§ **Source material**

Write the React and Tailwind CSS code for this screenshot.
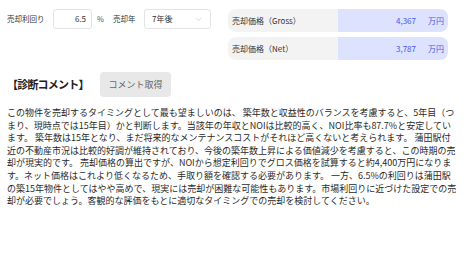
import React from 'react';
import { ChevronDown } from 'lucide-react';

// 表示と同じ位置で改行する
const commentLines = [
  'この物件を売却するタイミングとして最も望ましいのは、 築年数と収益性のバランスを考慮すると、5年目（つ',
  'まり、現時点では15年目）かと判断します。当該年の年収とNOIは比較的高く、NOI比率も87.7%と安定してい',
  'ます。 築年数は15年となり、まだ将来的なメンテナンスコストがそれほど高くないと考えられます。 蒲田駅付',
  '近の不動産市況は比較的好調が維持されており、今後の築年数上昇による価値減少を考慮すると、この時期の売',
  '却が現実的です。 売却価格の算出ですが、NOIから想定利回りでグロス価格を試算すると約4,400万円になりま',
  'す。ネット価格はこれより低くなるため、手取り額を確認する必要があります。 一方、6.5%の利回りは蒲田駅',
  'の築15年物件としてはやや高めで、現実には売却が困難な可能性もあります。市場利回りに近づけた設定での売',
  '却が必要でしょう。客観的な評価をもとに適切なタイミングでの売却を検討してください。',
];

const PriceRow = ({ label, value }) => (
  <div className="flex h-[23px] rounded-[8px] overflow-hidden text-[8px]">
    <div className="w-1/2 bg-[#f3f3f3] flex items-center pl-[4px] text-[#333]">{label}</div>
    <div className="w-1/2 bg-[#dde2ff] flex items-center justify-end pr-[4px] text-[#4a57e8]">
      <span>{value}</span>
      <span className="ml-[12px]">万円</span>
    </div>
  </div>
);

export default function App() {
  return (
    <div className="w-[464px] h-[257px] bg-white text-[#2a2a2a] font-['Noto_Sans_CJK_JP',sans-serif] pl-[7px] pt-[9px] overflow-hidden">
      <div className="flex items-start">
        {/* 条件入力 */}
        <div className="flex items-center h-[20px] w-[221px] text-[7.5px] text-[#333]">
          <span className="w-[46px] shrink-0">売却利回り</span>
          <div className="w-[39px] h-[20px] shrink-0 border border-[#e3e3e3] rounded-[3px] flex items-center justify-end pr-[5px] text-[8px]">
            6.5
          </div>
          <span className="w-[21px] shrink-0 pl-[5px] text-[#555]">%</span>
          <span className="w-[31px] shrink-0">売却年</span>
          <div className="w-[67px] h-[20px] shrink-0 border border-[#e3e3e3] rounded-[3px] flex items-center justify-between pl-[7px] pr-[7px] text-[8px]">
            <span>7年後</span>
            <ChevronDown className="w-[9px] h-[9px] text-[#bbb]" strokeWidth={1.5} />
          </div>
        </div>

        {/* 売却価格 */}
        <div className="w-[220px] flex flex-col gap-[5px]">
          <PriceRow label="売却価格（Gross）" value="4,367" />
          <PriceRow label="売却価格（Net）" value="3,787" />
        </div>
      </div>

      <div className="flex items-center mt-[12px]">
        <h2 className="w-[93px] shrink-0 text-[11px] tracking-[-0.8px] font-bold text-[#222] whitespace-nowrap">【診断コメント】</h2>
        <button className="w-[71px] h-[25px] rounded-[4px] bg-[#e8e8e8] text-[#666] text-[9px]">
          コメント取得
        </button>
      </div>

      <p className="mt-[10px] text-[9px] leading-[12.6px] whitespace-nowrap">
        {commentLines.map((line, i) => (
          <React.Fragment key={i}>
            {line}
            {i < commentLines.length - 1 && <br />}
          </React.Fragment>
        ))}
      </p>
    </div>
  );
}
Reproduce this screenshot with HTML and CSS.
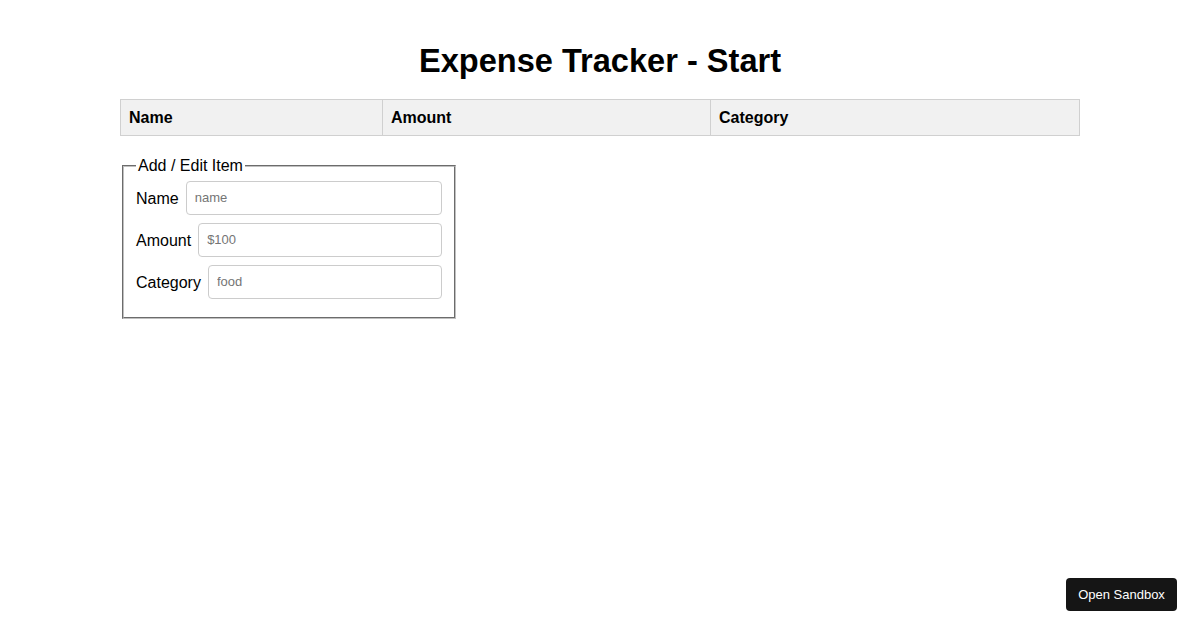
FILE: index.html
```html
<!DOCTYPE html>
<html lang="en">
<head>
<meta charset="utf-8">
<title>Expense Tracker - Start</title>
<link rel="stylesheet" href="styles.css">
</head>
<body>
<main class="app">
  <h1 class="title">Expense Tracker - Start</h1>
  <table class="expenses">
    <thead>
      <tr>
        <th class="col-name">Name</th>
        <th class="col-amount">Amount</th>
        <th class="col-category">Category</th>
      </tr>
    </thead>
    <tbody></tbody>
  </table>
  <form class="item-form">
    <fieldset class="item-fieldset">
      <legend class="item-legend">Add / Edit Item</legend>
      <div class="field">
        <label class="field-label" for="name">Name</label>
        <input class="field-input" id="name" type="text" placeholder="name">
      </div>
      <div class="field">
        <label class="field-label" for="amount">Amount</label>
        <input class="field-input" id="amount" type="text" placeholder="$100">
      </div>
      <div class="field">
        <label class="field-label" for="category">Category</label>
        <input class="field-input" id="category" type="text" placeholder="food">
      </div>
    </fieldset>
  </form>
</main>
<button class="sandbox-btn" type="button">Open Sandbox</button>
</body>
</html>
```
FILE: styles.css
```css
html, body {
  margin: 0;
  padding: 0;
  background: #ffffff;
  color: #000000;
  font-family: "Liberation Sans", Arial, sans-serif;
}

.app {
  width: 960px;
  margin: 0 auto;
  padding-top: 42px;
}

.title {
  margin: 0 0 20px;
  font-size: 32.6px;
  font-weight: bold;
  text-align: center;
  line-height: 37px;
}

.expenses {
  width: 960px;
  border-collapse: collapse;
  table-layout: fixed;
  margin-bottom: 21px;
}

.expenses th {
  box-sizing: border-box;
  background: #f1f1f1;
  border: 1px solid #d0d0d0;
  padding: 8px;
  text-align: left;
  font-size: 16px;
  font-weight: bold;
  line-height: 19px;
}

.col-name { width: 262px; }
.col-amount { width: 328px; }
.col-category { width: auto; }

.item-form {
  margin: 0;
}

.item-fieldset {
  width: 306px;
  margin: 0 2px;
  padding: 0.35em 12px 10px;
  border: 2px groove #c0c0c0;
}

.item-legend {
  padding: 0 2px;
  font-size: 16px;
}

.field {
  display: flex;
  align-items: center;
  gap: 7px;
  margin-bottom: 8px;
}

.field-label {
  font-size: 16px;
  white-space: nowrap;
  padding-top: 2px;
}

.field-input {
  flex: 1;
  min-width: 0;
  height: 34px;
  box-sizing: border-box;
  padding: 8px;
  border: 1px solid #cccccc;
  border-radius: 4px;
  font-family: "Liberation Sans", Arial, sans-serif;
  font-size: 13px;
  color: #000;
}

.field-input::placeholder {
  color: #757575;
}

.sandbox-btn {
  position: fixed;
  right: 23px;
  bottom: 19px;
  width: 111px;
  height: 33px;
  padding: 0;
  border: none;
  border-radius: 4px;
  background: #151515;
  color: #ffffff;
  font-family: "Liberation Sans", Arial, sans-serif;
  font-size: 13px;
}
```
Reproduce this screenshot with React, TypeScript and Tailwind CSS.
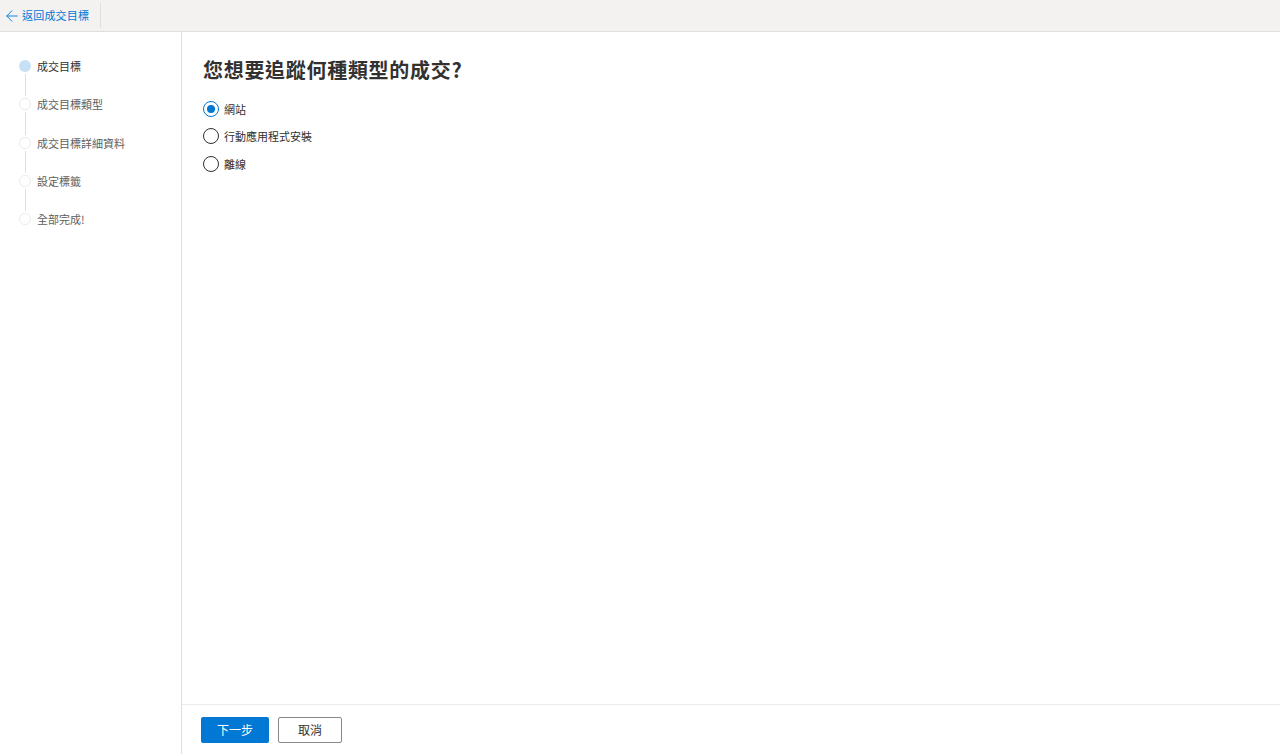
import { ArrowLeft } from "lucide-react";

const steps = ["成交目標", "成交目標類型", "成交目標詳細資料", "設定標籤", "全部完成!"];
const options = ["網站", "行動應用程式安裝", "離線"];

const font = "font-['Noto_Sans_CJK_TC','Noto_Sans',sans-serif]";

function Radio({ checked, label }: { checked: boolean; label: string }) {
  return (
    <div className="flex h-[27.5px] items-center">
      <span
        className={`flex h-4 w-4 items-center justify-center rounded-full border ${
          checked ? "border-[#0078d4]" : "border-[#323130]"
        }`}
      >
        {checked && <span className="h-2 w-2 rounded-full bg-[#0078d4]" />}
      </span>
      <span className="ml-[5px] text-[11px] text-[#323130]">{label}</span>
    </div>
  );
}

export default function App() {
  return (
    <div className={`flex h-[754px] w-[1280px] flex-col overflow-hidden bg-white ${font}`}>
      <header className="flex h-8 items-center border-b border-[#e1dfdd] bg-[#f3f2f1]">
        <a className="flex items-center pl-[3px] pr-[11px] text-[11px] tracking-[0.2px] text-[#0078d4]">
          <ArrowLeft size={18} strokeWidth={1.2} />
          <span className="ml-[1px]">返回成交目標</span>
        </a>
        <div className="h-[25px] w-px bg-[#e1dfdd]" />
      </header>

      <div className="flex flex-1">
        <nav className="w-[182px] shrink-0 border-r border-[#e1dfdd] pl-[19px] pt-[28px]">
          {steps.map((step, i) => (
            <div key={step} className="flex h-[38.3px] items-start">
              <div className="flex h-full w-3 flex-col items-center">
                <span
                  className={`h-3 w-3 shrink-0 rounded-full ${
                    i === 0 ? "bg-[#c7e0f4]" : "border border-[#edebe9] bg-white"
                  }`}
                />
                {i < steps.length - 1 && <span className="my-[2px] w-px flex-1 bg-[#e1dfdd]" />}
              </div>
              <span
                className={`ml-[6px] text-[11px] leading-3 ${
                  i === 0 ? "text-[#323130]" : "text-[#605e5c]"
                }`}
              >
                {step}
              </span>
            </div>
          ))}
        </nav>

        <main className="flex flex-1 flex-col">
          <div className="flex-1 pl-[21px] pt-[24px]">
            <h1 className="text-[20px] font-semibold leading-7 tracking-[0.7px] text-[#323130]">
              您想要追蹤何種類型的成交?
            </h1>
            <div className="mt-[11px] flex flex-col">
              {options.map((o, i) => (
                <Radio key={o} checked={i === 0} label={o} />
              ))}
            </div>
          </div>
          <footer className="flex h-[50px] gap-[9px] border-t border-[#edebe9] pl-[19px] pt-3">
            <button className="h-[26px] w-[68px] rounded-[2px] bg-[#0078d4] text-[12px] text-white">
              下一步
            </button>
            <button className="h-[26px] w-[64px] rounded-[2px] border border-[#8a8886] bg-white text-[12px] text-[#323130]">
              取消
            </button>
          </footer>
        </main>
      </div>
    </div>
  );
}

§ **Instructions for the task**
In the entries above, identify every line with the word "this". Copy those lines.

§ **Response**
Write the React and Tailwind CSS code for this screenshot.
Reproduce this screenshot with HTML and CSS.
Reproduce this screenshot with React, TypeScript and Tailwind CSS.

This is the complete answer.